A final thought on “self-esteem”. Is it remotely possible that the high numbers of people who suffer from low self-esteem is simply due to the fact that there is within each of us a recognition of our sinfulness and, because of it, our own intrinsic worthlessness? In other words, is it possible that a “low self-esteem” is simply the truth? Just a thought.

Friday, September 08, 2006

Self-Esteem (AKA Over-inflated Egos)

We all know about self-esteem. It is one of the leading problems in our society today. Some have estimated that upwards of 90% of Americans suffer from self-esteem problems. Such maladies as intolerance, disrespect, lack of motivation, contempt, blame-shifting, and many, many others are the result of low self-esteem. Poor self-esteem is to blame for “violence, alcoholism, drug abuse, eating disorders, school dropouts, teenage pregnancy, suicide, and low academic achievement” (NASE). There are books written about it, studies made about it, and even a National Association of Self-Esteem to counteract the situation. Low self-esteem is a real problem.

What is self-esteem? Self-esteem is part of how you value yourself, how you think about yourself, and how you act in response to these. The basic concept is that of worth. A healthy self-esteem, they say, is one that views oneself as worthwhile and competent. A person who thinks of himself as not worth much or not very competent would be said to have low self-esteem, and this breeds problems.

Funny thing … although it is a major problem in today’s world, there isn’t a single mention of it in Scripture. Oh, there is a mention of the opposite problem, but not a whisper regarding low self-esteem.
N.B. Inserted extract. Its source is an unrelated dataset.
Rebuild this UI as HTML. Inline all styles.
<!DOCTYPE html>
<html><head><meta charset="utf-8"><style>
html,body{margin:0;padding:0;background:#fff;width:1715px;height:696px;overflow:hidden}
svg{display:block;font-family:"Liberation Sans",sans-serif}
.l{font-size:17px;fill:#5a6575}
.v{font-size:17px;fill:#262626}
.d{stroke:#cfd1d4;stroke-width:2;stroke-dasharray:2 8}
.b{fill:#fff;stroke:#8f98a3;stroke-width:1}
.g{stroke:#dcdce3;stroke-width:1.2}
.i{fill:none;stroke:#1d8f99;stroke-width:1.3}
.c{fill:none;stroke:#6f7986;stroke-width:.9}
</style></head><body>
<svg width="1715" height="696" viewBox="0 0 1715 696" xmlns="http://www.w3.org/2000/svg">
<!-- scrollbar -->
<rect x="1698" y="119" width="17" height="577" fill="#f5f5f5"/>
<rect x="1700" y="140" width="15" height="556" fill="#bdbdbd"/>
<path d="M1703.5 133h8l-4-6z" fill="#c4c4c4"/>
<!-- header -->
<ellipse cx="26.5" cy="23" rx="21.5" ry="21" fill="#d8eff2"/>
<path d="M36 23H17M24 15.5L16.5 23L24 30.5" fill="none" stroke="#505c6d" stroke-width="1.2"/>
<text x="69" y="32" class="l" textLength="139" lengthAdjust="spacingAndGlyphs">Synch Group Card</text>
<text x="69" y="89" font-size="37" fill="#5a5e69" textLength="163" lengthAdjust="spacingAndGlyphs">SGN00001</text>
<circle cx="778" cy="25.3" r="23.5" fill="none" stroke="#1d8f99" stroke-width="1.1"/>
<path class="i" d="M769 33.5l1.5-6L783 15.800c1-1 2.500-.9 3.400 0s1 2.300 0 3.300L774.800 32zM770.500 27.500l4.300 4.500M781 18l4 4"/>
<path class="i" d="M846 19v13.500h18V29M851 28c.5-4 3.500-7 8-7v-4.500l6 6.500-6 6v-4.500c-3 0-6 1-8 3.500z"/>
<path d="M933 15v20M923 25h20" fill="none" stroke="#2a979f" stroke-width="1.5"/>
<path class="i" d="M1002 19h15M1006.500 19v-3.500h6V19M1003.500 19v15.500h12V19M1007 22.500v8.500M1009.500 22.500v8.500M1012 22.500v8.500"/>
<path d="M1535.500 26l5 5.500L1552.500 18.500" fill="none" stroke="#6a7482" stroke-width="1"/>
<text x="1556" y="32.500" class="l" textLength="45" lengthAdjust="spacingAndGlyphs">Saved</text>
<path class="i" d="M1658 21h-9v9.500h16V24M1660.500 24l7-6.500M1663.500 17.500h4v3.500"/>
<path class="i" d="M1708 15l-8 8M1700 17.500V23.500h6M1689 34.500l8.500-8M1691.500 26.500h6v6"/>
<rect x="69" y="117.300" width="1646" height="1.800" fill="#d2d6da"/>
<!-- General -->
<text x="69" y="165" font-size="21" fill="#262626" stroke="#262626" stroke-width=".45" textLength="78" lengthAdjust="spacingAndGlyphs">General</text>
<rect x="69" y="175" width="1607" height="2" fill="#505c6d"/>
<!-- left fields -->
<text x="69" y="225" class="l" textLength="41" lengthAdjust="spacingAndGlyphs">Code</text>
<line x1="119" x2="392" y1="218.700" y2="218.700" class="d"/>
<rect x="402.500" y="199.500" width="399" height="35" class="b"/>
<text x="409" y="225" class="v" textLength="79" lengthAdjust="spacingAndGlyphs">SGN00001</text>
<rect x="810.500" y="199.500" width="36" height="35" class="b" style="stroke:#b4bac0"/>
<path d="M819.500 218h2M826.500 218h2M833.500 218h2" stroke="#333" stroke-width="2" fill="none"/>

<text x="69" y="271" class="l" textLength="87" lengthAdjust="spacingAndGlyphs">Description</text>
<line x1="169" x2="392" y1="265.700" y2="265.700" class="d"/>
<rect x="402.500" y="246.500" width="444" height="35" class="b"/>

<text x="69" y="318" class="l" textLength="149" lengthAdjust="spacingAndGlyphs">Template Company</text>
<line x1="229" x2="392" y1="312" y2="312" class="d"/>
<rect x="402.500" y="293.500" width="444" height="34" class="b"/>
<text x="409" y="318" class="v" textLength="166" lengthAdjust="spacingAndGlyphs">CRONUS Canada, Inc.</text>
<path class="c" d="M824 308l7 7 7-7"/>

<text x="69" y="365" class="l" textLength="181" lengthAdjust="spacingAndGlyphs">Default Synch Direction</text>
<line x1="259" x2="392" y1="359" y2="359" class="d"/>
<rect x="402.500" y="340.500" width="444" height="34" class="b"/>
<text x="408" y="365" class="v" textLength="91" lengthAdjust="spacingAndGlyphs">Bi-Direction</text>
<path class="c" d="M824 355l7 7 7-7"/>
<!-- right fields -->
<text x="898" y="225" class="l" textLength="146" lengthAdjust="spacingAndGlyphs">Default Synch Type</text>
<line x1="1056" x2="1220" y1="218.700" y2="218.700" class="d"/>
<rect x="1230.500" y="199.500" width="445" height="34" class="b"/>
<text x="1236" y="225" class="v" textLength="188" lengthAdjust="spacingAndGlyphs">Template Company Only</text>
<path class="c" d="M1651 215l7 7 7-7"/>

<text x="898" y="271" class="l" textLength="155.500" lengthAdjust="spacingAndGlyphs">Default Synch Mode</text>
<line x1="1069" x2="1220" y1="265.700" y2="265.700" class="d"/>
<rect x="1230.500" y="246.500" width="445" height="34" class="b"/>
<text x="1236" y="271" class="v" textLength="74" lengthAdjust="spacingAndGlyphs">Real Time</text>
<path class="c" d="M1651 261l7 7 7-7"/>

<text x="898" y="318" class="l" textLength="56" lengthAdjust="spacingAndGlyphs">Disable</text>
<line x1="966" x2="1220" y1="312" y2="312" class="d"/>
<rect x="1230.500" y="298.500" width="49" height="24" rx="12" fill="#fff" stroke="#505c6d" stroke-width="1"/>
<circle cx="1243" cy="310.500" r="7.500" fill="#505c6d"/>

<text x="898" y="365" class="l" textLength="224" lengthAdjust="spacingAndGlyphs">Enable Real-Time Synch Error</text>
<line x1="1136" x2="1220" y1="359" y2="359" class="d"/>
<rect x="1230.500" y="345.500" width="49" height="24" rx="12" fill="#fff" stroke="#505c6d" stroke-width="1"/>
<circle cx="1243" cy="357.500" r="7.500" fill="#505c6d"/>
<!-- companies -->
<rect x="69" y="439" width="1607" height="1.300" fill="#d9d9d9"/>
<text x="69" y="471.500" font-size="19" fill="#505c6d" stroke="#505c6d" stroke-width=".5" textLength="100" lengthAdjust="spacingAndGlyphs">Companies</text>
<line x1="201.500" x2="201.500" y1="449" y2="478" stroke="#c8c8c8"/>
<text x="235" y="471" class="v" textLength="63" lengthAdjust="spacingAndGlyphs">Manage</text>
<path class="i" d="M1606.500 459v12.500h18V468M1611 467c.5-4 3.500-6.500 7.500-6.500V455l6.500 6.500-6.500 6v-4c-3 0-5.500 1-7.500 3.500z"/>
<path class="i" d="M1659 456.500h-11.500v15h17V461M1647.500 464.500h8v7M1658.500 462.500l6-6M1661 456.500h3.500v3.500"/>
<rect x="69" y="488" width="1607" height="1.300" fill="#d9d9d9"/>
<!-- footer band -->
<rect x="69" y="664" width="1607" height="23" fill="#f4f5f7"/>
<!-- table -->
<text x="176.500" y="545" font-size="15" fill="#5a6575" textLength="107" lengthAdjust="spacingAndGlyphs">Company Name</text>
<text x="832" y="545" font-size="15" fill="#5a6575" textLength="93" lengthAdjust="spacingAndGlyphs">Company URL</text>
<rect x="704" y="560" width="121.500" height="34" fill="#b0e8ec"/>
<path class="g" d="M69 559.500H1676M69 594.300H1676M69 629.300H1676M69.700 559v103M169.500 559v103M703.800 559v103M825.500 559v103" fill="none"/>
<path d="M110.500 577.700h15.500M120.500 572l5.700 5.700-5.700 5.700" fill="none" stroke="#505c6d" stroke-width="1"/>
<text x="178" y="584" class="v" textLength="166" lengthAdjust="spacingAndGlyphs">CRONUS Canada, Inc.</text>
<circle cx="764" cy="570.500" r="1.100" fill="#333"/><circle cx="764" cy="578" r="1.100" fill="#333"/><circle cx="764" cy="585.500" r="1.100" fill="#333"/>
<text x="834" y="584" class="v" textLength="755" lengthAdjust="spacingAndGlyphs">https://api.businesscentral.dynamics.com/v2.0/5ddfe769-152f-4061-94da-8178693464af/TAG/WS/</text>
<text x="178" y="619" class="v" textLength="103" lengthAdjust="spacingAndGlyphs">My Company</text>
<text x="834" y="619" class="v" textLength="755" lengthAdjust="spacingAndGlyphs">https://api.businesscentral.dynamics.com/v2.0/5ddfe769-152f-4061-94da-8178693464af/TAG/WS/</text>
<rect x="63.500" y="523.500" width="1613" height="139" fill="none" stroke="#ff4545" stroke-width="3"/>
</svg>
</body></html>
That seems odd.

Paul warns, “I say to every man among you not to think more highly of himself than he ought to think; but to think so as to have sound judgment” (Rom. 12:3). One doesn’t have to search far in Scripture to find out that pride is a problem, that arrogance is a sin, and that thinking more highly of ourselves than we ought is not a good thing. Why is it that we don’t find anything about thinking too lowly of ourselves?

This morning I read this: “For if anyone thinks he is something when he is nothing, he deceives himself” (Gal. 6:3). Now, Paul, that's not kind. How are we going to build up self-esteem if you suggest that people really are nothing? That won't work.
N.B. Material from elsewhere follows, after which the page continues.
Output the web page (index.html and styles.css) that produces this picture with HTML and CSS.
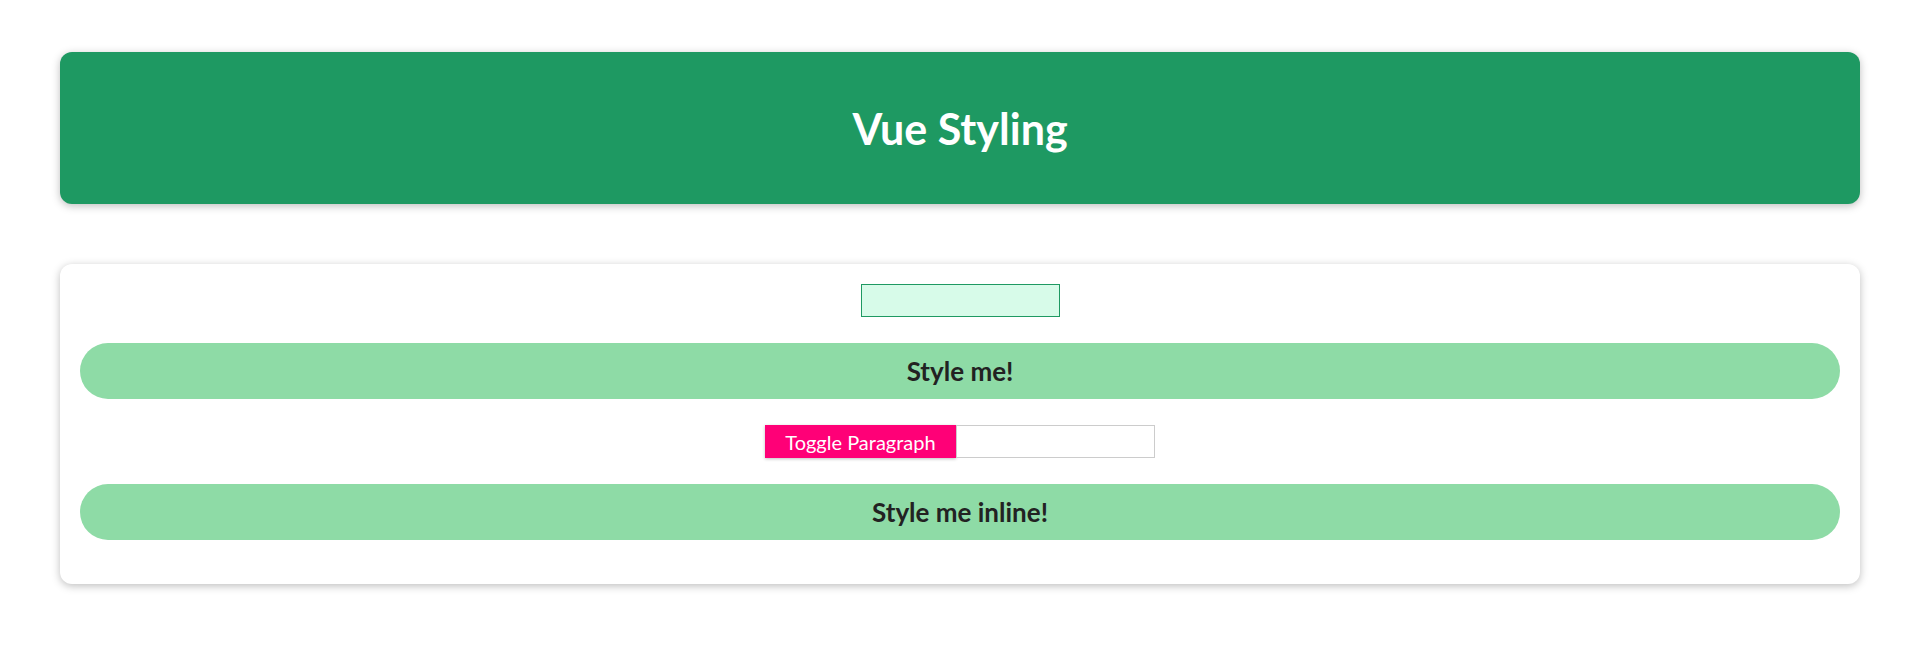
FILE: index.html
```html
<!DOCTYPE html>
<html lang="en">
<head>
<meta charset="utf-8">
<title>Vue Styling</title>
<link rel="stylesheet" href="styles.css">
</head>
<body>
<main class="page">
  <header class="hero">
    <h1 class="hero-title">Vue Styling</h1>
  </header>
  <section class="card">
    <input class="text-input" type="text" aria-label="class name">
    <div class="pill">Style me!</div>
    <div class="toggle-row">
      <button class="toggle-btn" type="button">Toggle Paragraph</button>
      <input class="plain-input" type="text" aria-label="value">
    </div>
    <div class="pill pill-last">Style me inline!</div>
  </section>
</main>
</body>
</html>
```

FILE: styles.css
```css
* { box-sizing: border-box; }
html, body { margin: 0; padding: 0; background: #fff; }
body { font-family: Lato, "Open Sans", sans-serif; color: #222; }
.page {
  display: flex;
  flex-direction: column;
  gap: 60px;
  padding: 52px 60px 40px;
}
.hero {
  height: 152px;
  background: #1e9962;
  border-radius: 12px;
  box-shadow: 0 2px 8px rgba(0,0,0,0.26);
  display: flex;
  align-items: center;
  justify-content: center;
}
.hero-title {
  margin: 0;
  color: #fff;
  font-size: 43px;
  font-weight: 700;
}
.card {
  background: #fff;
  border-radius: 12px;
  box-shadow: 0 2px 8px rgba(0,0,0,0.26);
  padding: 20px 20px 44px;
  display: flex;
  flex-direction: column;
  align-items: center;
  gap: 26px;
}
.text-input {
  width: 199px;
  height: 33px;
  border: 1px solid #1e9962;
  background: #d7fbe9;
  outline: none;
  font: inherit;
}
.pill {
  align-self: stretch;
  height: 56px;
  border-radius: 28px;
  background: #8edba6;
  display: flex;
  align-items: center;
  justify-content: center;
  font-size: 26px;
  font-weight: 700;
  color: #222;
}
.toggle-row {
  display: flex;
  height: 33px;
}
.toggle-btn {
  width: 191px;
  height: 33px;
  border: none;
  background: #ff0077;
  color: #fff;
  font-family: inherit;
  font-size: 20px;
  padding: 0;
  box-shadow: 0 1px 3px rgba(0,0,0,0.25);
}
.plain-input {
  width: 199px;
  height: 33px;
  border: 1px solid #ccc;
  background: #fff;
  outline: none;
}
```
I think we have bought a lie. I think that we've bought a nice-sounding perspective that encourages everyone to think of themselves as good, worthy people. I think that the biblical perspective is more along the lines of David's words in Psa. 22:6 -- “I am a worm and not a man.” And Bildad rightly says “If even the moon has no brightness and the stars are not pure in His sight, how much less man, that maggot, and the son of man, that worm!” (Job 25:5-6). Instead of having intrinsic value, the Bible portrays us as “vessels of wrath prepared for destruction” (Rom. 9:22). Paul quotes the Scriptures as saying:
As it is written, “There is none righteous, not even one;
There is none who understands,
There is none who seeks for God;
All have turned aside, together they have become useless;
There is none who does good, there is not even one” (Rom. 3:10-12).

That's quite an indictment. Try to place "you are a good and worthwhile person" over against that, and you'll have a collision of thought. I think the “self-esteem movement” has its origins in someplace other than God's perspective.

Now, this subject is larger than this simple post, so I'll address more of it tomorrow. I simply ask that we consider the possibility that the Bible disagrees with our modern drive for “better self-esteem”. I simply ask that we consider that we generally suffer from the opposite syndrome -- arrogance.